314 thoughts on “HUDCO 7.69% Tax-Free Bonds – Tranche II – March 2016 Issue”

  1. Very good response is seen. Can the retail investors hope to get 50% allotment. I am happy that I did not wait for future TSBs. Also your advice in time helped to participate in NHAI.

  2. Very good response is een. Can the retail investors hope to get 50% allotment. I am happy that I did not wait for future TSBs. Also your advice in time helped to participate in NHAI.

    1. i think full response is going on.
      chances are very hard in retail to get 25 to 30 %..
      let us wait and watch at 5 pm..closing figure.

    2. As per ET, retail portion is subscribed about 2 times on day-1. So 50 % allotment can be expected in retail category.

  3. Dear Shiv kukreja ji,
    Is it possible to see subscribed values
    live (real time) on some NSE, BSE Websites?
    I would like to invest in retail ct.
    awaiting your early reply
    thanks

  4. Dear Mr. Shiv

    Pl advise me whether it is advisable to invest in current HUDCO TFB or wait for RFC and NABARD TFBs or wait for next FY 2016-17.

    A.K. Jain
    Dwarka

    1. Hi Mr. Jain,
      We still don’t know whether tax-free bonds will be there next fiscal year or not. Moreover, the 10-year govt bond yield has fallen to 7.608% from 7.876% in the last three days. So, I think going forward there will be a fall in the coupon rates of these bonds and their demand will rise. Considering these two things, one should definitely invest in this issue. In all likelihood, you won’t get full allotment for these bonds. You can invest the refund amount in IRFC and NABARD issues.

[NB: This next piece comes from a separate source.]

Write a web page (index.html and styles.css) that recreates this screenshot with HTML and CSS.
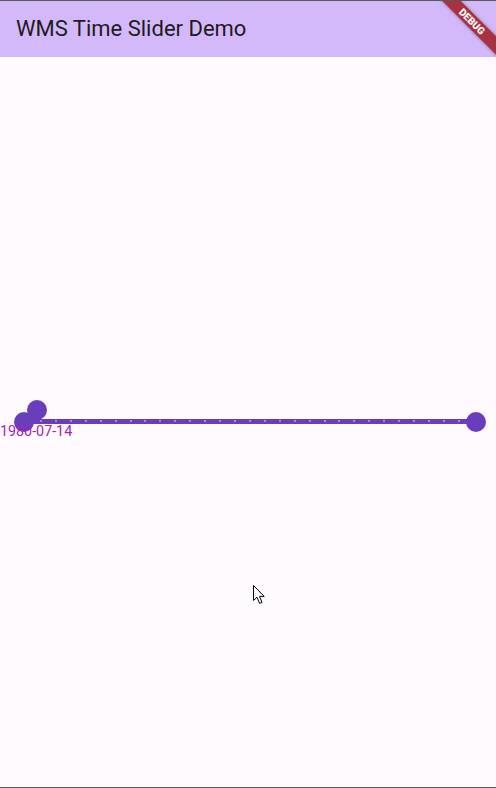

      1. Unless you have boatloads of ready cash, it may be difficult to invest in the other bonds. Correct me if I am wrong, but the refunds are expected in approx 12 days from the closing.

        I am following a different (risky) strategy..don’t know if it will work. Let the oversubscription play out for HUDCO and then hit NABARD. A 5-10 bps reduction in interest rate would not matter as long as one gets a higher percentage of allocation since it averages out on the higher allocation.

        1. Hi nn,
          Considering 50%+ allotment, I would have applied for the HUDCO bonds as I think refund would be available for at least one of the next two issues. But, if a lower rate of interest is not an issue, then probably one should wait for the next issue.

  5. Dear Mr. Shiv Kukreja,
    Please inform where exactly & how precisely are TFB’s sale STCG/STCL are to be shown in I.T.R. Form while filing tax returns.

    Please explain Taxation on STCG (less than 1 year of holding) & LTCG (after 1 year of holding).

    1. Hi S.K.,
      LTCG on these bonds is taxed @ 10% (flat) and STCG is taxed as per your tax slab. Moreover, please consult your tax advisor for ITR treatment of these bonds.

    1. Shiv

      Can you confirm hudco are available on “certificate” basis. It may be a good idea to purchase for some family members.

  6. Is it good idea to wait for IRFC and NABARD and will have better coupon or no point in waiting and they might have low coupon

    1. Hi Vinod,
      After a lower than expected fiscal deficit target of 3.5% announced in today’s budget, 10-year banchmark bond yield has fallen sharply to 7.626% from 7.783% on Friday. If IRFC & NABARD issues get delayed by 5-7 days, then I think they would carry a lower rate of interest than this issue.

    1. I had Mr. Jetali’s Budget Speech in Loksabha on 29.2.2016. He clearly said there won’t be TFBs for the next year.

      1. I heard Mr. Jetali’s Budget Speech in Loksabha on 29.2.2016. He clearly said there won’t be TFBs for the next year.

    1. Hi Nishar,
      There is no clear announcement about tax-free bonds in the Budget. But, there are two statements in the Budget speech which indicate that these bonds have been allowed to get launched:
      1. “To augment infrastructure spending further, Government will permit mobilisation of additional finances to the extent of `31,300 crore by NHAI, PFC, REC, IREDA, NABARD and Inland Water Authority through raising of Bonds during 2016-17”.
      2. “This will be further topped up by additional Rs. 15,000 crore to be raised by NHAI through bonds”.

  7. Sir,

    If I am sell Tax free Bonds after 02 years from the date of Allotment ,Thus Long term capital gain tax is apply for Capital Appreciation or not..If Ltcg Apply ,what is the tax rate..

  8. Sir,

    If I am sell Tax free bonds after 02 years of Allotment date..thus Long term capital gain Tax apply for the Capital Appreciation or not..If Apply What is the Tax rate..

  9. Dear Mr. Shiv,
    In case TFB’s are in DEMAT joint names, & first holder passes away, to whom will the Bond holdings pass on to? Will it be to the 2nd Joint holder in the Demat Account or to the Registered Nominee in the Account? Will submitting the death certificate be adequate for the transmission of all Demat Holdings? Please clarify in some detail & oblige?
    Thank you.

    1. Hi S.K.,
      In case the first holder passes away, the 2nd holder will become the only beneficial owner of these bonds. A fresh demat account in the name of the 2nd holder will have to be opened and a death certificate will have to be deposited along with the transmission form to get the holdings transferred.

      1. Dear Mr. Shiv Kukreja,
        Is only death certificate adequate in above case. I happen to read ICICI’s transmission form online, where lots of other documentation like succession certificate, letter of administration etc are indicated. I am somewhat confused why so many unnecessary requirements. Could you please clarify in detail .

        1. Hi S.K.,
          Different documentation is required for different situations. Please get in touch with ICICI Direct people to have a checklist as per your situation.

          1. 1- In case of the death of First holder the death certificate is sufficient, no other documentation is required for second holder. It may require a change in Demat Account Number from the

            2-ICICI Securities has given you a common form. You should delete the inapplicable caluses and submit.